Interface markup and scripts:
►

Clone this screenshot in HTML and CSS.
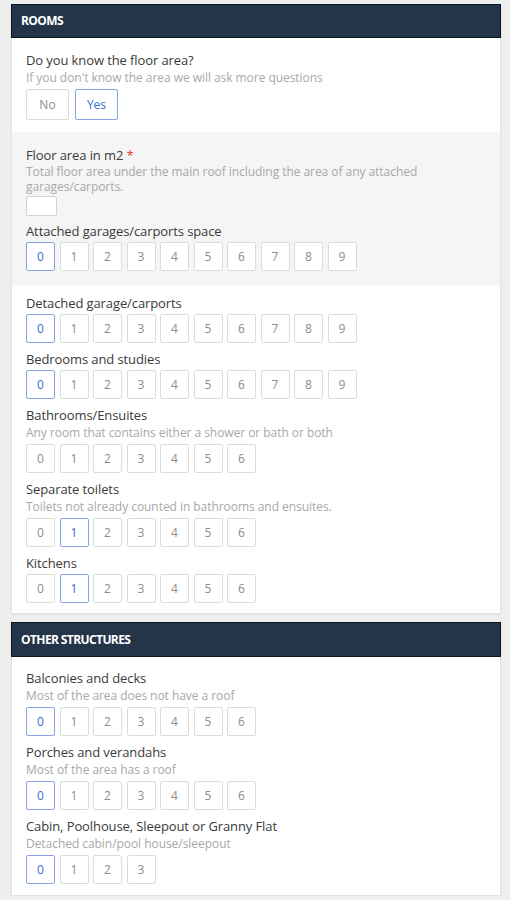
FILE: index.html
```html
<!DOCTYPE html>
<html>
<head>
<meta charset="utf-8">
<link rel="stylesheet" href="styles.css">
</head>
<body>
<div class="page">
  <section class="card">
    <div class="card-head">ROOMS</div>
    <div class="card-body">
      <div class="field">
        <div class="label">Do you know the floor area?</div>
        <div class="desc">If you don't know the area we will ask more questions</div>
        <div class="opts">
          <span class="opt wide">No</span>
          <span class="opt wide sel">Yes</span>
        </div>
      </div>
      <div class="shaded">
        <div class="field tight">
          <div class="label">Floor area in m2 <span class="req">*</span></div>
          <div class="desc two">Total floor area under the main roof including the area of any attached garages/carports.</div>
          <div class="input"></div>
        </div>
        <div class="field">
          <div class="label">Attached garages/carports space</div>
          <div class="opts">
            <span class="opt sel">0</span><span class="opt">1</span><span class="opt">2</span><span class="opt">3</span><span class="opt">4</span><span class="opt">5</span><span class="opt">6</span><span class="opt">7</span><span class="opt">8</span><span class="opt">9</span>
          </div>
        </div>
      </div>
      <div class="plain">
        <div class="field">
          <div class="label">Detached garage/carports</div>
          <div class="opts">
            <span class="opt sel">0</span><span class="opt">1</span><span class="opt">2</span><span class="opt">3</span><span class="opt">4</span><span class="opt">5</span><span class="opt">6</span><span class="opt">7</span><span class="opt">8</span><span class="opt">9</span>
          </div>
        </div>
        <div class="field">
          <div class="label">Bedrooms and studies</div>
          <div class="opts">
            <span class="opt sel">0</span><span class="opt">1</span><span class="opt">2</span><span class="opt">3</span><span class="opt">4</span><span class="opt">5</span><span class="opt">6</span><span class="opt">7</span><span class="opt">8</span><span class="opt">9</span>
          </div>
        </div>
        <div class="field">
          <div class="label">Bathrooms/Ensuites</div>
          <div class="desc">Any room that contains either a shower or bath or both</div>
          <div class="opts">
            <span class="opt">0</span><span class="opt">1</span><span class="opt">2</span><span class="opt">3</span><span class="opt">4</span><span class="opt">5</span><span class="opt">6</span>
          </div>
        </div>
        <div class="field">
          <div class="label">Separate toilets</div>
          <div class="desc">Toilets not already counted in bathrooms and ensuites.</div>
          <div class="opts">
            <span class="opt">0</span><span class="opt sel">1</span><span class="opt">2</span><span class="opt">3</span><span class="opt">4</span><span class="opt">5</span><span class="opt">6</span>
          </div>
        </div>
        <div class="field">
          <div class="label">Kitchens</div>
          <div class="opts">
            <span class="opt">0</span><span class="opt sel">1</span><span class="opt">2</span><span class="opt">3</span><span class="opt">4</span><span class="opt">5</span><span class="opt">6</span>
          </div>
        </div>
      </div>
    </div>
  </section>

  <section class="card">
    <div class="card-head tall">OTHER STRUCTURES</div>
    <div class="card-body other">
      <div class="field">
        <div class="label">Balconies and decks</div>
        <div class="desc">Most of the area does not have a roof</div>
        <div class="opts">
          <span class="opt sel">0</span><span class="opt">1</span><span class="opt">2</span><span class="opt">3</span><span class="opt">4</span><span class="opt">5</span><span class="opt">6</span>
        </div>
      </div>
      <div class="field">
        <div class="label">Porches and verandahs</div>
        <div class="desc">Most of the area has a roof</div>
        <div class="opts">
          <span class="opt sel">0</span><span class="opt">1</span><span class="opt">2</span><span class="opt">3</span><span class="opt">4</span><span class="opt">5</span><span class="opt">6</span>
        </div>
      </div>
      <div class="field">
        <div class="label">Cabin, Poolhouse, Sleepout or Granny Flat</div>
        <div class="desc">Detached cabin/pool house/sleepout</div>
        <div class="opts">
          <span class="opt sel">0</span><span class="opt">1</span><span class="opt">2</span><span class="opt">3</span>
        </div>
      </div>
    </div>
  </section>
</div>
</body>
</html>
```

FILE: styles.css
```css
html, body {
  margin: 0;
  padding: 0;
  background: #efefef;
}
body {
  font-family: "Open Sans", "Liberation Sans", sans-serif;
  color: #3a3a3a;
}
.page {
  padding: 4px 9px 0 11px;
  display: flex;
  flex-direction: column;
  gap: 8px;
}
.card {
  background: #fff;
  border: 1px solid #e2e2e2;
  border-top: none;
  box-shadow: 0 1px 2px rgba(0,0,0,0.06);
}
.card-head {
  background: #24354a;
  border: 1px solid #0c1522;
  margin: 0 -1px;
  height: 32px;
  line-height: 32px;
  padding-left: 9px;
  color: #fff;
  font-weight: 700;
  font-size: 12px;
  letter-spacing: -0.6px;
}
.card-head.tall {
  height: 33px;
  line-height: 33px;
}
.card-body {
  padding: 13px 0 3px;
}
.card-body.other {
  padding-top: 12px;
  padding-bottom: 4px;
}
.field {
  padding: 0 14px 0 14px;
  margin-bottom: 7px;
}
.field.tight {
  margin-bottom: 6px;
}
.label {
  font-size: 13px;
  line-height: 18px;
  color: #3a3a3a;
  letter-spacing: -0.1px;
}
.req {
  color: #e0302b;
}
.desc {
  font-size: 12px;
  line-height: 18px;
  color: #a8a8a8;
  letter-spacing: -0.05px;
}
.desc.two {
  line-height: 15px;
}
.opts {
  display: flex;
  gap: 4.5px;
  margin-top: 2px;
}
.opt {
  box-sizing: border-box;
  width: 29px;
  height: 29px;
  border: 1px solid #dcdcdc;
  border-radius: 2px;
  display: flex;
  align-items: center;
  justify-content: center;
  font-size: 12px;
  color: #8c8c8c;
  background: #fff;
}
.opt.wide {
  width: 43px;
  height: 31px;
  margin-right: 1.5px;
}
.opt.sel {
  border-color: #86a6e2;
  color: #3b6bd0;
}
.shaded {
  background: #f5f5f5;
  margin-top: 12px;
  padding: 14px 0 0;
}
.shaded > .field:last-child {
  margin-bottom: 0;
  padding-bottom: 14px;
}
.input {
  box-sizing: border-box;
  width: 31px;
  height: 20px;
  border: 1px solid #d2d2d2;
  border-radius: 2px;
  background: #fff;
  margin-top: 2px;
}
.plain {
  padding-top: 9px;
}
```
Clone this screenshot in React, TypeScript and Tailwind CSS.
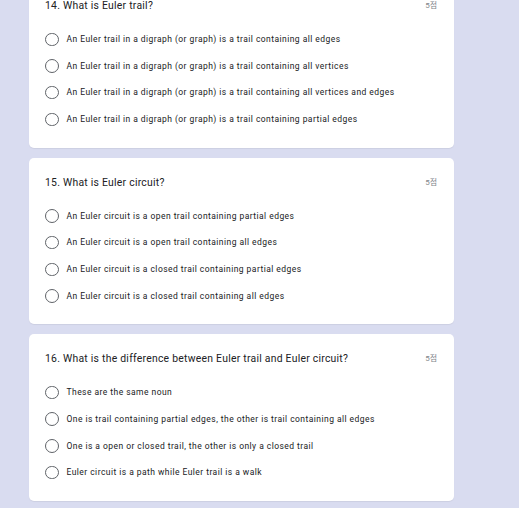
import React from 'react';

const questions = [
  {
    title: '14. What is Euler trail?',
    options: [
      'An Euler trail in a digraph (or graph) is a trail containing all edges',
      'An Euler trail in a digraph (or graph) is a trail containing all vertices',
      'An Euler trail in a digraph (or graph) is a trail containing all vertices and edges',
      'An Euler trail in a digraph (or graph) is a trail containing partial edges',
    ],
  },
  {
    title: '15. What is Euler circuit?',
    options: [
      'An Euler circuit is a open trail containing partial edges',
      'An Euler circuit is a open trail containing all edges',
      'An Euler circuit is a closed trail containing partial edges',
      'An Euler circuit is a closed trail containing all edges',
    ],
  },
  {
    title: '16. What is the difference between Euler trail and Euler circuit?',
    options: [
      'These are the same noun',
      'One is trail containing partial edges, the other is trail containing all edges',
      'One is a open or closed trail, the other is only a closed trail',
      'Euler circuit is a path while Euler trail is a walk',
    ],
  },
];

const App: React.FC = () => {
  return (
    <div
      className="w-[519px] h-[508px] overflow-hidden bg-[#d9dcf0]"
      style={{ fontFamily: 'Roboto, "Noto Sans CJK KR", sans-serif' }}
    >
      <div className="flex flex-col gap-[10px] ml-[29px] w-[425px] mt-[-19px]">
        {questions.map((q) => (
          <div
            key={q.title}
            className="bg-white rounded-[5px] pt-[18px] pb-[15px] pl-[16px] pr-[17px] shadow-[0_1px_1px_rgba(0,0,0,0.06)]"
          >
            {/* Question header */}
            <div className="flex items-center justify-between h-[14px]">
              <span className="text-[10.4px] leading-[14px] tracking-[0.25px] text-[#202124]">{q.title}</span>
              <span className="text-[8px] leading-[14px] text-[#80868b]">5점</span>
            </div>

            {/* Options */}
            <div className="mt-[13px] flex flex-col">
              {q.options.map((opt) => (
                <div key={opt} className="flex items-center h-[26.67px]">
                  <div className="w-[13.5px] h-[13.5px] rounded-full border-[1.4px] border-[#5f6368] shrink-0" />
                  <span className="ml-[8px] text-[8.5px] tracking-[0.45px] text-[#202124]">{opt}</span>
                </div>
              ))}
            </div>
          </div>
        ))}
      </div>
    </div>
  );
};

export default App;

◄

> **Challenge**: Transcribe the lines between the one holding "Clone this screenshot in React, TypeScript" and the one holding "import React from 'react';", inclusive, and leave out any pictures.

> **Written answer**:
Clone this screenshot in React, TypeScript and Tailwind CSS.
import React from 'react';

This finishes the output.